What is asked – Check every line below for the word "this" and show those that hold it.

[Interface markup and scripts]
__________

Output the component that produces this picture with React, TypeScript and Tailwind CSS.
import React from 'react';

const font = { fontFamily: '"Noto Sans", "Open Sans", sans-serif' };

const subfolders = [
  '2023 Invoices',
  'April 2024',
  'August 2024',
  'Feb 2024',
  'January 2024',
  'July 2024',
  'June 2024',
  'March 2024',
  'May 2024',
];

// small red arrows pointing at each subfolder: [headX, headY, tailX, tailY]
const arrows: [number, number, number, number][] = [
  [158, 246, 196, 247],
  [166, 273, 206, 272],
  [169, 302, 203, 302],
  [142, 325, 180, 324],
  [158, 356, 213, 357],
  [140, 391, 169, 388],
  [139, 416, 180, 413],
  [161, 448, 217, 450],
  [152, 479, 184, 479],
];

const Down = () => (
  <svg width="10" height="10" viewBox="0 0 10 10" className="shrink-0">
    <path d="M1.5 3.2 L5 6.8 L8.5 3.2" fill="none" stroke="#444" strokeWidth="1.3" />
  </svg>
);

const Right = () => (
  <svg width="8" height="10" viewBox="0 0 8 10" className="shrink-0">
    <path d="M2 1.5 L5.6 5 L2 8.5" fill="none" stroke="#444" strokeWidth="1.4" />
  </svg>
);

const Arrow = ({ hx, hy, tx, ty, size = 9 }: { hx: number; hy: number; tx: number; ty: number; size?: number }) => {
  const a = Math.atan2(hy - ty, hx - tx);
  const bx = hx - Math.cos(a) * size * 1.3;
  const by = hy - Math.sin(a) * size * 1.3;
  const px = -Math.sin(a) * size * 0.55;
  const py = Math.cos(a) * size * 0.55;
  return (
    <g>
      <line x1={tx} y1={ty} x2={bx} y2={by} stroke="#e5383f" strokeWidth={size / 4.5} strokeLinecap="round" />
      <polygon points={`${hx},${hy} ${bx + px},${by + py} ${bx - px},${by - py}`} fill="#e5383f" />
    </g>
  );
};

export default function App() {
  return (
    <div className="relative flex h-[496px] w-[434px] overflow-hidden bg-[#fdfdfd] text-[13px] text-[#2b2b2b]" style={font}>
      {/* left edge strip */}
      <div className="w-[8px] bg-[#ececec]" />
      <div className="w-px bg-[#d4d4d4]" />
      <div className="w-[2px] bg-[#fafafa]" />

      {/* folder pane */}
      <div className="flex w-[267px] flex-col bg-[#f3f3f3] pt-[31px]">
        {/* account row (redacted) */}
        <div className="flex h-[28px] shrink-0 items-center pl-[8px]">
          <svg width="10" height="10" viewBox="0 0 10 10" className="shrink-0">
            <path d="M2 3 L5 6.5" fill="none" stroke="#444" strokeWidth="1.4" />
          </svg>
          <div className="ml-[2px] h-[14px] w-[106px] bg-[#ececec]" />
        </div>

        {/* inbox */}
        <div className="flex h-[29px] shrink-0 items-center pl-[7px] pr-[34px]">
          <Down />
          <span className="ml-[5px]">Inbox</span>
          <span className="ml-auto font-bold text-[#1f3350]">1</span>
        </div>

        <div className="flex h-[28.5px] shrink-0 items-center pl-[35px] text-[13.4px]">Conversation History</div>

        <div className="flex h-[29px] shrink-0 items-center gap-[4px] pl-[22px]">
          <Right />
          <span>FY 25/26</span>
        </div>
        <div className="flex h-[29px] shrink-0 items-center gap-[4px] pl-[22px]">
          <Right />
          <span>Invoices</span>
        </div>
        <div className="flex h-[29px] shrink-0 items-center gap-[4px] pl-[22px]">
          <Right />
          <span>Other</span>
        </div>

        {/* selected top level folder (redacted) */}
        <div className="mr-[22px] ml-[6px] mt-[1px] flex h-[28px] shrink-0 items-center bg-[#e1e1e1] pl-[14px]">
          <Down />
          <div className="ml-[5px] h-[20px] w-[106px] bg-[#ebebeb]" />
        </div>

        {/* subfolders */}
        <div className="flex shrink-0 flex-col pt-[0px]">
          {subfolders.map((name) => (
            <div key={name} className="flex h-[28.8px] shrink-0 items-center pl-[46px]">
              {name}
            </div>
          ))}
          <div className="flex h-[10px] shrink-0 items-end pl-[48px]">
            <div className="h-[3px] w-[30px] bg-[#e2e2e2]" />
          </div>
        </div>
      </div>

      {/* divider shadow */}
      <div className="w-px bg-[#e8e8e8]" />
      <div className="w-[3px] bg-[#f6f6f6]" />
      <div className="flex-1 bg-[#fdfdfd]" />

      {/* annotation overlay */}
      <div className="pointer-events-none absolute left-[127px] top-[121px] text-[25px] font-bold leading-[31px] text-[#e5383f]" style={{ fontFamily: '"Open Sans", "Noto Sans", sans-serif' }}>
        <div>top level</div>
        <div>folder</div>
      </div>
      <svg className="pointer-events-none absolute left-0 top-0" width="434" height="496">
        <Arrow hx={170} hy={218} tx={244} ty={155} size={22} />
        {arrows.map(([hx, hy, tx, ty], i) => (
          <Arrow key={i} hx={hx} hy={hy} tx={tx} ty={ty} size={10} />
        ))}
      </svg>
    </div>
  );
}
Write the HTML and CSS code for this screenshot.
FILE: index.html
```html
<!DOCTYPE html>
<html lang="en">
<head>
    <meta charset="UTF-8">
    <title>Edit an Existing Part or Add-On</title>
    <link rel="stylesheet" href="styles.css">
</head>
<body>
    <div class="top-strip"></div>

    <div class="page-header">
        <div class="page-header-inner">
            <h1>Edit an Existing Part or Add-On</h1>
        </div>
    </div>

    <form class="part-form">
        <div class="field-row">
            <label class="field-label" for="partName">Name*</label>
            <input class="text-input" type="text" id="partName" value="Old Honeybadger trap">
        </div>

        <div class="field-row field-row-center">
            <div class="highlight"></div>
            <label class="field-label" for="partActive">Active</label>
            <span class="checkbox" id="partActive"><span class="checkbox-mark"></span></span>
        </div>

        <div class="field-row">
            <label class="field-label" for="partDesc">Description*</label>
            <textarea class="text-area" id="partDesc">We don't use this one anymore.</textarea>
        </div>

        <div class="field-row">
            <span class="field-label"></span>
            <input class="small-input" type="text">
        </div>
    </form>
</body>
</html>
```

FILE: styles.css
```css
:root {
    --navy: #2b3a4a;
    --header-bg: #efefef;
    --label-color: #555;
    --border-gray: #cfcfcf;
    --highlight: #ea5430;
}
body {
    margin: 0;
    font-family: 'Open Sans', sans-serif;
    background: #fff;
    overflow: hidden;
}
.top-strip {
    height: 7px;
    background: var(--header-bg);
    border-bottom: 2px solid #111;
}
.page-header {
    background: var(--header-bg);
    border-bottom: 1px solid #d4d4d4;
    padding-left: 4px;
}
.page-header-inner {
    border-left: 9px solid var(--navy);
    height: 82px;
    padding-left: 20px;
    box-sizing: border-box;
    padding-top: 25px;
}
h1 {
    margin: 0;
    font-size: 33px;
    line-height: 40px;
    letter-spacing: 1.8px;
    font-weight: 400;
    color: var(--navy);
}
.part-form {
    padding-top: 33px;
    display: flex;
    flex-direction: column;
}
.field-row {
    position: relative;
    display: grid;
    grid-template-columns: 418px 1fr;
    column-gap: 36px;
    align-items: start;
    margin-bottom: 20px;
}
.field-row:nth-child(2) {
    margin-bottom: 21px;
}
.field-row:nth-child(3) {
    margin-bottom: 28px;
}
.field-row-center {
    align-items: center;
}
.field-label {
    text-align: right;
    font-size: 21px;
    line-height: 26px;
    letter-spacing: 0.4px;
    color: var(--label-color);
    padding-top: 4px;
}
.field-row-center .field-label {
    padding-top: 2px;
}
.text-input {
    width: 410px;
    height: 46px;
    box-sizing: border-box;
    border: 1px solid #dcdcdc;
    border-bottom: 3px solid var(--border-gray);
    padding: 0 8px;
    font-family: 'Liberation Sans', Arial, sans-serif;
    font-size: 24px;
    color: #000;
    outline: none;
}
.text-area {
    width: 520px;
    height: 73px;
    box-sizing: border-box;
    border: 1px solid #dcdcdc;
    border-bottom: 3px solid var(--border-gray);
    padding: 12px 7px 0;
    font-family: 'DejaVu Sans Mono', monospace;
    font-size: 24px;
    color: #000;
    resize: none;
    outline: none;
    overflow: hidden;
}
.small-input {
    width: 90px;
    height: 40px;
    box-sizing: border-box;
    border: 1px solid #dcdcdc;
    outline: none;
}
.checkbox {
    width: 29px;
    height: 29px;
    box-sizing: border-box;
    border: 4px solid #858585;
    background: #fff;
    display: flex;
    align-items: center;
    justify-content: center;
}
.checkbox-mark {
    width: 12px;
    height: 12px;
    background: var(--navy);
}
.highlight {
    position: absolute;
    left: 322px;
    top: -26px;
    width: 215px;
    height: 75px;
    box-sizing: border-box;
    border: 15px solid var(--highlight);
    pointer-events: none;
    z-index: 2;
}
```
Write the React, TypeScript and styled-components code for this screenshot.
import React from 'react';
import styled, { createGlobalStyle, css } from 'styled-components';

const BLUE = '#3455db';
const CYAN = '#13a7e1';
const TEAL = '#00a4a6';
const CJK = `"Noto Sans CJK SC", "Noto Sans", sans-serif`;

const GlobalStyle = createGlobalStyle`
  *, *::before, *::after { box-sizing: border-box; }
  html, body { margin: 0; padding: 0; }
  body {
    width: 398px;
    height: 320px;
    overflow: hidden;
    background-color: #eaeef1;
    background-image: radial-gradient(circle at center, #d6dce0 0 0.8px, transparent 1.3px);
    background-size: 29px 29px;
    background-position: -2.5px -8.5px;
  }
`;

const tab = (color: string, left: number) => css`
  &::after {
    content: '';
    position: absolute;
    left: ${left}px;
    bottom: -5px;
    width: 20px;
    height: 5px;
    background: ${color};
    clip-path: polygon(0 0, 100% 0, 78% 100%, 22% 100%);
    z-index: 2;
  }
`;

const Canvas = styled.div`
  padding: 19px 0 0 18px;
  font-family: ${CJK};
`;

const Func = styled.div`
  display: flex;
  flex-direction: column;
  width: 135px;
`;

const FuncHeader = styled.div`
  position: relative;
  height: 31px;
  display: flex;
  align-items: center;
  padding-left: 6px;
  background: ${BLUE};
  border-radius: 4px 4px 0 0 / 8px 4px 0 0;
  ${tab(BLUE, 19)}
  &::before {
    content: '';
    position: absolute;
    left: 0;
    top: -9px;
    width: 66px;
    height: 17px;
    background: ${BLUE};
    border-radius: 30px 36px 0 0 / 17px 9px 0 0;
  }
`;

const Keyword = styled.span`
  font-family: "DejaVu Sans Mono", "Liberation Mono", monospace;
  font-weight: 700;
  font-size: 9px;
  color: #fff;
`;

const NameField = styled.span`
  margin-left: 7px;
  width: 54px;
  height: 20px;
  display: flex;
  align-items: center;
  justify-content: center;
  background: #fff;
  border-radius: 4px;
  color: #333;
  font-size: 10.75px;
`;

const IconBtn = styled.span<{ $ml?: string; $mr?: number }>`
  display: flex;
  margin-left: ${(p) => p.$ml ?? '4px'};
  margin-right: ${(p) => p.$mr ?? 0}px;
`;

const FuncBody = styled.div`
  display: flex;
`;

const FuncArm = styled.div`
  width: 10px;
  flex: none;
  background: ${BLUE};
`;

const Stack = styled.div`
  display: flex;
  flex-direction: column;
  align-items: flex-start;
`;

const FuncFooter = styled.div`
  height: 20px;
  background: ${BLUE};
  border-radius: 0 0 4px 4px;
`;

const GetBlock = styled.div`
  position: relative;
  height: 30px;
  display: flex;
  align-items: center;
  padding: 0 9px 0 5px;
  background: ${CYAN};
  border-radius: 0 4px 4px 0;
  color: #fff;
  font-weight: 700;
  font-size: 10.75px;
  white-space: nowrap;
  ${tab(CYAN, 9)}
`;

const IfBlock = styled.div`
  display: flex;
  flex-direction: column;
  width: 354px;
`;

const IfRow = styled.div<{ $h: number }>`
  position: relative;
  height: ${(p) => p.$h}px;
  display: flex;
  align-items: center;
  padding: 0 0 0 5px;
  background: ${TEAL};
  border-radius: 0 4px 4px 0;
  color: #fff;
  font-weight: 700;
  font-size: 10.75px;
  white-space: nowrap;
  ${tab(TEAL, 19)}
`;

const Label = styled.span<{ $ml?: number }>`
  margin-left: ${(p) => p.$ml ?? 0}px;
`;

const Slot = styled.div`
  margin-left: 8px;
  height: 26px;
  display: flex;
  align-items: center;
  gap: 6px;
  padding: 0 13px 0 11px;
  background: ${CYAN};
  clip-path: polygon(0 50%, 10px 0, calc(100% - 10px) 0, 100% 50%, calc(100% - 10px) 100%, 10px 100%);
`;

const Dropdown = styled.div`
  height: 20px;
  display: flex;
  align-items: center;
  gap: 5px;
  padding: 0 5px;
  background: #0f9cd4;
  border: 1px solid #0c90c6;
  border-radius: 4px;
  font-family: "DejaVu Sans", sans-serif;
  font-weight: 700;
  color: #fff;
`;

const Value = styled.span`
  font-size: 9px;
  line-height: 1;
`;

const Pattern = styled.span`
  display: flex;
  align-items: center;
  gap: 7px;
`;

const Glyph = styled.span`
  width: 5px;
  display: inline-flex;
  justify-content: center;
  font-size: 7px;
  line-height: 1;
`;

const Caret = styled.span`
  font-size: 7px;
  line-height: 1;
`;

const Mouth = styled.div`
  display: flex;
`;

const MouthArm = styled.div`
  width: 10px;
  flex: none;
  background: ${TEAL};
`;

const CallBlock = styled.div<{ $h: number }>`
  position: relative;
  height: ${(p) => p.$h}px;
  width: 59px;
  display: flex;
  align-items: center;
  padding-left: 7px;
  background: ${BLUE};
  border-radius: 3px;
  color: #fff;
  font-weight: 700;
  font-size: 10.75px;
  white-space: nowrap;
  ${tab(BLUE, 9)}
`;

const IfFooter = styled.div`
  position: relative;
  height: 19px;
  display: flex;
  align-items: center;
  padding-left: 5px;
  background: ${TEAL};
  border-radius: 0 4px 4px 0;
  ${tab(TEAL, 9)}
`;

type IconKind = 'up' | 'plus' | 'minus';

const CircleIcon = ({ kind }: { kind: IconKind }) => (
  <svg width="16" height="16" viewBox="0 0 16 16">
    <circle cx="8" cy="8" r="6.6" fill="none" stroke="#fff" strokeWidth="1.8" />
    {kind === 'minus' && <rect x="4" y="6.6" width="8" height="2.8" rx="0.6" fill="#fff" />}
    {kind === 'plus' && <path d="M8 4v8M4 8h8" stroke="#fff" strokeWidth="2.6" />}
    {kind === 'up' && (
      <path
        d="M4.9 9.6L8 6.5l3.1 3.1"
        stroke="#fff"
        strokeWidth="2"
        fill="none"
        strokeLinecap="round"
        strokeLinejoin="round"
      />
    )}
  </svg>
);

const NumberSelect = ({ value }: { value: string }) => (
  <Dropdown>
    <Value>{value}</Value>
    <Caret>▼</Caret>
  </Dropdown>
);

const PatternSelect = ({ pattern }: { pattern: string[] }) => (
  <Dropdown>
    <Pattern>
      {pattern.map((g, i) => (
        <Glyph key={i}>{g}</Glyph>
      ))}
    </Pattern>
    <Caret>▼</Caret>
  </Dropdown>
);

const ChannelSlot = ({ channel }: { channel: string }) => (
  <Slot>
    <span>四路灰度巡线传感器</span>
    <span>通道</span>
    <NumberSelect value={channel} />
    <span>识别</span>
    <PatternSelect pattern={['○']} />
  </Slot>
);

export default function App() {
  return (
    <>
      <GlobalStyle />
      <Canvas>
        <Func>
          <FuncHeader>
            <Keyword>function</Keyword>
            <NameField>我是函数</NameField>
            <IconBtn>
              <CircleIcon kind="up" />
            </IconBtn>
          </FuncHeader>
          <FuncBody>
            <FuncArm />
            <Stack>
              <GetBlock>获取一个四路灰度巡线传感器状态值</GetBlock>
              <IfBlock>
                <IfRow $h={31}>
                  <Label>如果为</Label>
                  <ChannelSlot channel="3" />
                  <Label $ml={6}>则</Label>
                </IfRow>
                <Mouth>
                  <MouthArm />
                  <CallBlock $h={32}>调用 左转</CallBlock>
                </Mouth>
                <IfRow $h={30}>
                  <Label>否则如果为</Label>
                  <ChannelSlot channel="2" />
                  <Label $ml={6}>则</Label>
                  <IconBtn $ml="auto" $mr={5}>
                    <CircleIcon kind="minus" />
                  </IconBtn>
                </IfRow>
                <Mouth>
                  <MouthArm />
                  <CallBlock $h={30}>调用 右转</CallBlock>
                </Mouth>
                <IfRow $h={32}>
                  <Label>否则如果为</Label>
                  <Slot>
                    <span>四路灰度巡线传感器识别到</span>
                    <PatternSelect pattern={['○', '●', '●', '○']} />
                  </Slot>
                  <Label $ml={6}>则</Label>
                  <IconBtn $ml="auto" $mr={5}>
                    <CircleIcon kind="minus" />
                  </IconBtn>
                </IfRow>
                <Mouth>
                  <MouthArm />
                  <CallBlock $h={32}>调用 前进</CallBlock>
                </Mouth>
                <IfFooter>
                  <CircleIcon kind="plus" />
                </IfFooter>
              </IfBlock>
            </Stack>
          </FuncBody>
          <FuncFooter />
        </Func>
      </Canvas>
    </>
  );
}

__________

The answer –
Output the component that produces this picture with React, TypeScript and Tailwind CSS.
Write the HTML and CSS code for this screenshot.
            <textarea class="text-area" id="partDesc">We don't use this one anymore.</textarea>
Write the React, TypeScript and styled-components code for this screenshot.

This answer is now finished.